>> start
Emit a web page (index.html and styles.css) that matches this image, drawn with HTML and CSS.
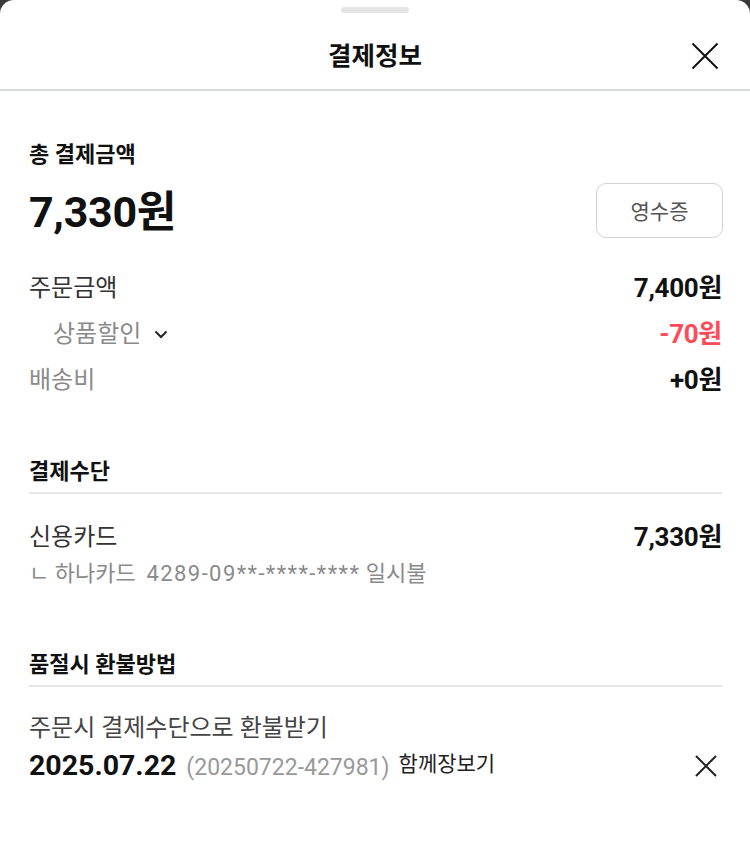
FILE: index.html
```html
<!DOCTYPE html>
<html lang="ko">
<head>
<meta charset="utf-8">
<link rel="stylesheet" href="styles.css">
</head>
<body>
<div class="sheet">
  <div class="handle"></div>
  <header class="head">
    <h1 class="title">결제정보</h1>
    <button class="close" aria-label="닫기">
      <svg width="28" height="28" viewBox="0 0 28 28"><path d="M1.5 1.5L26.5 26.5M26.5 1.5L1.5 26.5" stroke="#111" stroke-width="2" fill="none"/></svg>
    </button>
  </header>

  <section class="total">
    <div class="label-strong">총 결제금액</div>
    <div class="total-row">
      <div class="total-amount">7,330원</div>
      <button class="receipt">영수증</button>
    </div>
    <div class="lines">
      <div class="line">
        <span class="l-dark">주문금액</span>
        <span class="v">7,400원</span>
      </div>
      <div class="line">
        <span class="l-gray indent">상품할인
          <svg class="chev" width="16" height="10" viewBox="0 0 16 10"><path d="M2.5 2.5L8 8L13.5 2.5" stroke="#222" stroke-width="2" fill="none"/></svg>
        </span>
        <span class="v red">-70원</span>
      </div>
      <div class="line">
        <span class="l-gray">배송비</span>
        <span class="v">+0원</span>
      </div>
    </div>
  </section>

  <section class="block">
    <div class="block-title">결제수단</div>
    <div class="block-body">
      <div class="line">
        <span class="l-dark">신용카드</span>
        <span class="v">7,330원</span>
      </div>
      <div class="card-detail">ㄴ 하나카드&nbsp; <span class="card-no">4289-09**-****-****</span> 일시불</div>
    </div>
  </section>

  <section class="block">
    <div class="block-title">품절시 환불방법</div>
    <div class="block-body tight">
      <div class="refund">주문시 결제수단으로 환불받기</div>
      <div class="order-row">
        <div class="order-info">
          <span class="date">2025.07.22</span>
          <span class="order-no">(20250722-427981)</span>
          <span class="store">함께장보기</span>
        </div>
        <svg class="x-small" width="22" height="22" viewBox="0 0 22 22"><path d="M1 1L21 21M21 1L1 21" stroke="#222" stroke-width="2" fill="none"/></svg>
      </div>
    </div>
  </section>
</div>
</body>
</html>
```

FILE: styles.css
```css
* { box-sizing: border-box; }
html, body { margin: 0; padding: 0; }
body {
  background: #3a3a3a;
  font-family: "Roboto", "Noto Sans CJK KR", "Noto Sans", sans-serif;
  color: #111;
  width: 750px;
  height: 848px;
  overflow: hidden;
}
.sheet {
  background: #fff;
  width: 750px;
  height: 848px;
  border-radius: 14px 14px 0 0;
  padding-top: 7px;
}
.handle {
  width: 68px;
  height: 6px;
  border-radius: 3px;
  background: #e4e4e4;
  margin: 0 auto;
}
.head {
  height: 78px;
  padding-top: 10px;
  display: flex;
  align-items: center;
  justify-content: center;
  border-bottom: 2px solid #d7dadc;
  position: relative;
}
.title {
  margin: 0;
  font-size: 25.5px;
  font-weight: 700;
  line-height: 32px;
}
.close {
  position: absolute;
  right: 31px;
  top: 29px;
  background: none;
  border: 0;
  padding: 0;
  width: 28px;
  height: 28px;
}
.close svg { display: block; }

.total { padding: 50px 28px 0 29px; }
.label-strong {
  font-size: 22px;
  font-weight: 700;
  line-height: 28px;
}
.total-row {
  display: flex;
  justify-content: space-between;
  align-items: center;
  margin-top: 13px;
  height: 56px;
}
.total-amount {
  font-size: 43px;
  font-weight: 700;
  line-height: 56px;
  letter-spacing: -0.3px;
  padding-top: 3px;
}
.receipt {
  width: 127px;
  height: 55px;
  border: 1.5px solid #d2d2d2;
  border-radius: 10px;
  background: #fff;
  font-family: inherit;
  font-size: 21px;
  color: #555;
  margin-right: -1px;
}
.lines { margin-top: 35px; display: flex; flex-direction: column; gap: 16px; }
.line {
  display: flex;
  justify-content: space-between;
  align-items: center;
  height: 30px;
}
.l-dark { font-size: 24px; color: #333; line-height: 30px; }
.l-gray { font-size: 24px; color: #8a8a8a; line-height: 30px; display: inline-flex; align-items: center; }
.indent { padding-left: 24px; }
.chev { margin-left: 12px; }
.v { font-size: 26px; font-weight: 700; color: #111; line-height: 30px; letter-spacing: -0.3px; }
.red { color: #ff4b57; }

.block { padding: 0 28px 0 29px; margin-top: 63px; }
.block-title {
  font-size: 22px;
  font-weight: 700;
  line-height: 28px;
  padding-bottom: 6px;
  border-bottom: 2px solid #e6e6e6;
}
.block-body { padding-top: 28px; }
.block-body.tight { padding-top: 26px; }
.card-detail {
  font-size: 22px;
  color: #8a8a8a;
  margin-top: 8px;
  line-height: 28px;
}
.card-no { letter-spacing: 1.4px; }
.refund { font-size: 24px; color: #444; line-height: 30px; }
.order-row {
  display: flex;
  justify-content: space-between;
  align-items: center;
  margin-top: 6px;
  height: 34px;
}
.order-info { display: flex; align-items: baseline; gap: 10px; }
.date { font-size: 28.5px; font-weight: 700; color: #111; line-height: 34px; }
.order-no { font-size: 23px; color: #999; }
.store { font-size: 21px; color: #222; align-self: flex-start; margin-top: -2px; margin-left: -1px; }
.x-small { margin-right: 5px; display: block; }
```
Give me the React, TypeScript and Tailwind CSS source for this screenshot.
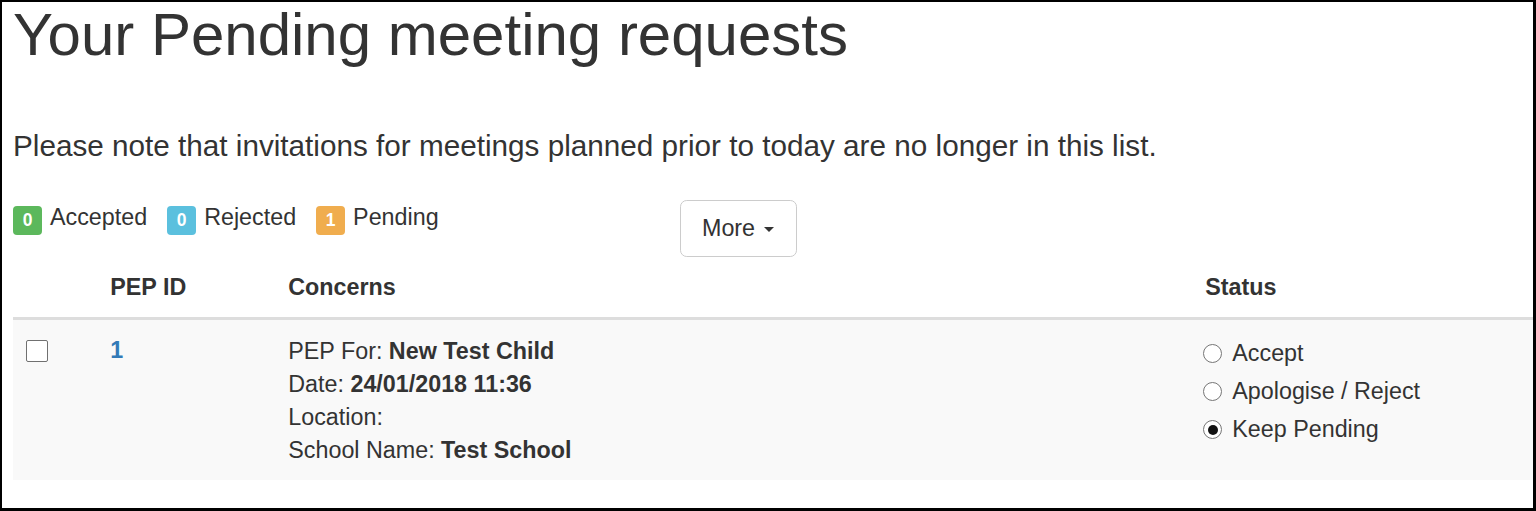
import React from "react";

function Badge({ color, n }: { color: string; n: string }) {
  return (
    <span
      className={`mt-[5px] flex h-[29px] w-[29px] items-center justify-center rounded-[4px] text-[17.5px] font-bold leading-none text-white ${color}`}
    >
      {n}
    </span>
  );
}

function Radio({ checked, label }: { checked?: boolean; label: string }) {
  return (
    <div className="flex h-[33.3px] items-center">
      <span className="-ml-[2px] mr-[10px] flex h-[19px] w-[19px] items-center justify-center rounded-full border border-[#767676] bg-white">
        {checked ? <span className="h-[10px] w-[10px] rounded-full bg-[#111]" /> : null}
      </span>
      <span>{label}</span>
    </div>
  );
}

export default function App() {
  return (
    <div
      className="box-border h-[511px] w-[1536px] overflow-hidden border-t-[2px] border-l-[2px] border-r-[3px] border-b-[3px] border-black bg-white pl-[11px] text-[#333]"
      style={{ fontFamily: '"Liberation Sans", Arial, sans-serif' }}
    >
      <h1 className="m-0 text-[60px] font-normal leading-[66px]">Your Pending meeting requests</h1>
      <p className="mt-[57px] text-[29.7px] leading-[42.4px]">
        Please note that invitations for meetings planned prior to today are no longer in this list.
      </p>
      <div className="mt-[33px] flex h-[57px] items-start text-[23.3px] leading-[33.3px]">
        <div className="flex w-[667px] items-start pt-[1px]">
          <Badge color="bg-[#5cb85c]" n="0" />
          <span className="ml-[8px]">Accepted</span>
          <span className="ml-[20px]">
            <Badge color="bg-[#5bc0de]" n="0" />
          </span>
          <span className="ml-[8px]">Rejected</span>
          <span className="ml-[20px]">
            <Badge color="bg-[#f0ad4e]" n="1" />
          </span>
          <span className="ml-[8px]">Pending</span>
        </div>
        <button className="box-border flex h-[57px] items-center rounded-[6.7px] border-[1.67px] border-[#ccc] bg-white pl-[21px] pr-[22px] text-[23.3px] leading-[33.3px] text-[#333]">
          <span>More</span>
          <span className="ml-[9px] mt-[2px] h-0 w-0 border-x-[5px] border-t-[5px] border-x-transparent border-t-[#333]" />
        </button>
      </div>
      <div className="w-[1520px] text-[23.3px] leading-[33.3px]">
        <div className="flex border-b-[3px] border-[#ddd] font-bold">
          <div className="w-[84px] p-[13.3px]" />
          <div className="w-[178px] p-[13.3px]">PEP ID</div>
          <div className="w-[917px] p-[13.3px]">Concerns</div>
          <div className="w-[341px] p-[13.3px]">Status</div>
        </div>
        <div className="flex bg-[#f9f9f9]">
          <div className="w-[84px] p-[13.3px]">
            <div className="mt-[6px] box-border h-[22px] w-[22px] rounded-[2px] border-[1.5px] border-[#707070] bg-white" />
          </div>
          <div className="w-[178px] p-[13.3px] font-bold text-[#337ab7]">1</div>
          <div className="w-[917px] px-[13.3px] pt-[14.3px] pb-[12.3px]">
            <div>
              PEP For: <b>New Test Child</b>
            </div>
            <div>
              Date: <b>24/01/2018 11:36</b>
            </div>
            <div>Location:</div>
            <div>
              School Name: <b>Test School</b>
            </div>
          </div>
          <div className="w-[341px] p-[13.3px]">
            <div className="mt-[3px] flex flex-col gap-[5px]">
              <Radio label="Accept" />
              <Radio label="Apologise / Reject" />
              <Radio checked label="Keep Pending" />
            </div>
          </div>
        </div>
      </div>
    </div>
  );
}
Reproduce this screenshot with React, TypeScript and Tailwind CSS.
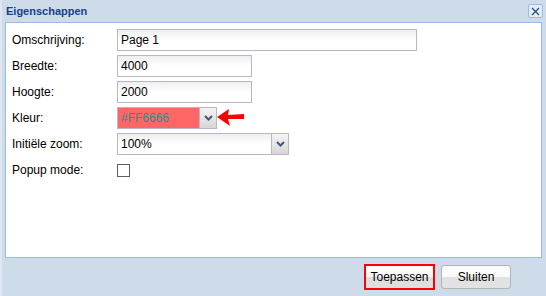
import { ReactNode } from "react";

const font = { fontFamily: '"Liberation Sans", Arial, sans-serif' };

const Row = ({ label, children }: { label: string; children: ReactNode }) => (
	<div className="flex h-[22px] items-center">
		<div className="w-[105px] text-[12px] text-black">{label}</div>
		{children}
	</div>
);

const TextField = ({ value, width }: { value: string; width: string }) => (
	<div
		className={`${width} flex h-[22px] items-center border border-[#b5b8c8] bg-gradient-to-b from-[#eeeeee] via-white to-white pl-[3px] text-[12px] text-black`}
	>
		{value}
	</div>
);

const Trigger = () => (
	<div className="flex h-full w-[17px] items-center justify-center border-l border-[#b5b8c8] bg-gradient-to-b from-[#f4f4f4] to-[#d6d6d6]">
		<svg width="9" height="6" viewBox="0 0 9 6">
			<path d="M1 1 L4.5 4.5 L8 1" fill="none" stroke="#3b5a82" strokeWidth="2" />
		</svg>
	</div>
);

export default function App() {
	return (
		<div
			className="flex h-[296px] w-[546px] flex-col border-l-2 border-[#dfe8f2] bg-[#cedbe9]"
			style={font}
		>
			{/* header */}
			<div className="flex h-[22px] items-center justify-between pl-[4px] pr-[3px]">
				<span className="text-[11px] font-bold text-[#15428b]">Eigenschappen</span>
				<div className="flex h-[14px] w-[15px] items-center justify-center rounded-[2px] border border-[#99bbe8] bg-[#e4ecf7]">
					<svg width="9" height="9" viewBox="0 0 9 9">
						<path d="M1 1 L8 8 M8 1 L1 8" stroke="#2b4f80" strokeWidth="1.3" />
					</svg>
				</div>
			</div>

			{/* body */}
			<div className="ml-[3px] mr-[4px] flex h-[236px] flex-col gap-[4px] border border-[#99bbe8] bg-white pl-[6px] pt-[6px]">
				<Row label="Omschrijving:">
					<TextField value="Page 1" width="w-[300px]" />
				</Row>
				<Row label="Breedte:">
					<TextField value="4000" width="w-[135px]" />
				</Row>
				<Row label="Hoogte:">
					<TextField value="2000" width="w-[135px]" />
				</Row>
				<Row label="Kleur:">
					<div className="flex h-[22px] w-[100px] border border-[#b5b8c8]">
						<div className="flex flex-1 items-center bg-[#ff6666] pl-[3px] text-[12px] text-[#2e8d8d]">
							#FF6666
						</div>
						<Trigger />
					</div>
					<svg width="28" height="20" viewBox="0 0 28 20">
						<path d="M0 9 L12 1 L11 7 L27 6 L27 11 L11 11 L13 18 Z" fill="#ff0000" />
					</svg>
				</Row>
				<Row label="Initiële zoom:">
					<div className="flex h-[22px] w-[172px] border border-[#b5b8c8]">
						<div className="flex flex-1 items-center bg-gradient-to-b from-[#eeeeee] via-white to-white pl-[3px] text-[12px] text-black">
							100%
						</div>
						<Trigger />
					</div>
				</Row>
				<Row label="Popup mode:">
					<div className="h-[13px] w-[13px] border border-[#5f5f5f] bg-white" />
				</Row>
			</div>

			{/* footer */}
			<div className="flex flex-1 items-center justify-end gap-[6px] pr-[35px]">
				<div className="flex h-[26px] w-[71px] items-center justify-center border-2 border-[#ff0000]">
					<div className="flex h-full w-full items-center justify-center bg-gradient-to-b from-[#fafafa] from-50% to-[#dedede] to-50% text-[12px] text-black">
						Toepassen
					</div>
				</div>
				<div className="flex h-[24px] w-[70px] items-center justify-center rounded-[3px] border border-[#b3b3b3] bg-gradient-to-b from-[#fafafa] from-50% to-[#e2e2e2] to-50% text-[12px] text-black">
					Sluiten
				</div>
			</div>
		</div>
	);
}
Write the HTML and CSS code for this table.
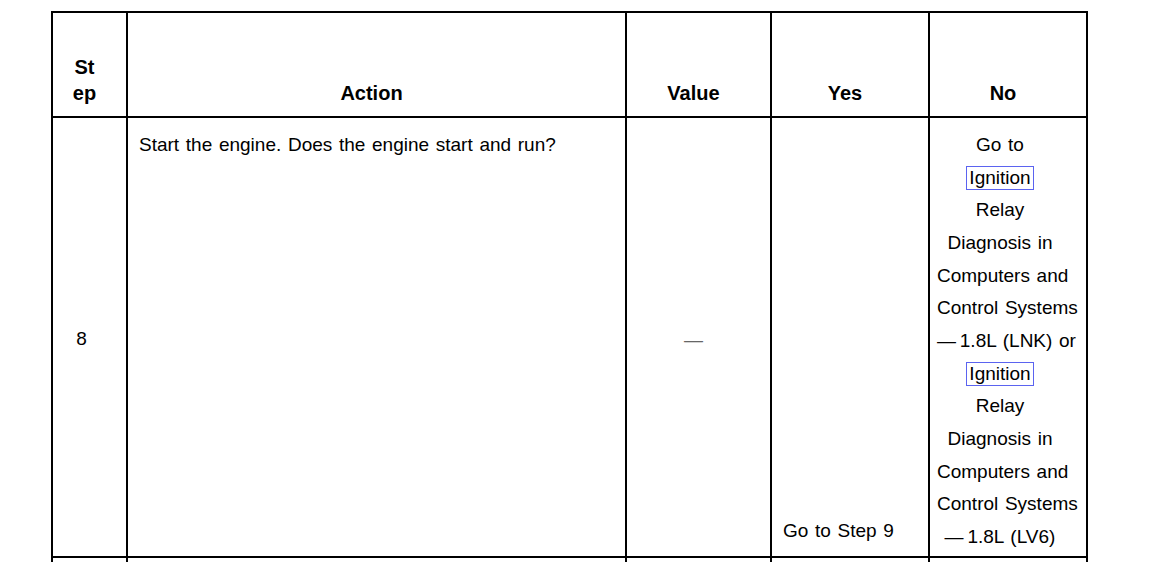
FILE: index.html
```html
<!DOCTYPE html>
<html lang="en">
<head>
<meta charset="utf-8">
<title>Diagnostic step</title>
<link rel="stylesheet" href="styles.css">
</head>
<body>
<div class="page">
  <div class="table" role="table">
    <div class="cell head head-step" role="columnheader">St<wbr>ep</div>
    <div class="cell head" role="columnheader">Action</div>
    <div class="cell head" role="columnheader">Value</div>
    <div class="cell head" role="columnheader">Yes</div>
    <div class="cell head" role="columnheader">No</div>

    <div class="cell body step" role="cell">8</div>
    <div class="cell body action" role="cell">Start the engine. Does the engine start and run?</div>
    <div class="cell body value" role="cell">—</div>
    <div class="cell body yes" role="cell">Go to Step 9</div>
    <div class="cell body no" role="cell">Go to<br><a class="link" href="#">Ignition</a><br>Relay<br>Diagnosis in<br>Computers and<br>Control Systems<br>—&#8201;1.8L (LNK) or<br><a class="link" href="#">Ignition</a><br>Relay<br>Diagnosis in<br>Computers and<br>Control Systems<br>—&#8201;1.8L (LV6)</div>

    <div class="cell next" role="cell"></div>
    <div class="cell next" role="cell"></div>
    <div class="cell next" role="cell"></div>
    <div class="cell next" role="cell"></div>
    <div class="cell next" role="cell"></div>
  </div>
</div>
</body>
</html>
```

FILE: styles.css
```css
html, body {
  margin: 0;
  padding: 0;
  background: #fff;
  overflow: hidden;
}

.page {
  height: 562px;
  overflow: hidden;
  padding: 11px 0 0 51px;
  box-sizing: border-box;
  font-family: "Liberation Sans", Arial, sans-serif;
  font-size: 19px;
  word-spacing: 1.4px;
  color: #000;
}

.table {
  display: grid;
  grid-template-columns: 75px 499px 145px 158px 158px;
  width: max-content;
  border-left: 2px solid #000;
  border-top: 2px solid #000;
}

.cell {
  box-sizing: border-box;
  border-right: 2px solid #000;
  border-bottom: 2px solid #000;
}

.head {
  height: 105px;
  display: flex;
  align-items: flex-end;
  justify-content: center;
  text-align: center;
  font-size: 20px;
  font-weight: bold;
  line-height: 26px;
  padding: 0 20px 10px 10px;
}

.head-step {
  padding-left: 12px;
  padding-right: 22px;
}

.body {
  line-height: 32.67px;
  padding: 11px 20px 10px 10px;
}

.step {
  display: flex;
  align-items: center;
  justify-content: center;
  padding-top: 14px;
  padding-left: 8px;
  padding-right: 24px;
}

.action {
  padding-left: 11px;
}

.value {
  display: flex;
  align-items: center;
  justify-content: center;
  padding-top: 16px;
  color: #666;
}

.yes {
  display: flex;
  align-items: flex-end;
  padding-left: 11px;
  padding-bottom: 8px;
}

.no {
  text-align: center;
  white-space: nowrap;
  padding: 11px 23px 2px 7px;
}

.link {
  color: #000;
  text-decoration: none;
  border: 1px solid #5b63f0;
  padding: 0 2px 1px;
}

.next {
  height: 40px;
}
```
>> end
▸ The task:
Nothing but the lines from the one containing "Give me the" through the one containing "import React from" should be echoed, each exactly as it stands; pictures are excluded.

▸ Solution:
Give me the React, TypeScript and Tailwind CSS source for this screenshot.
import React from "react";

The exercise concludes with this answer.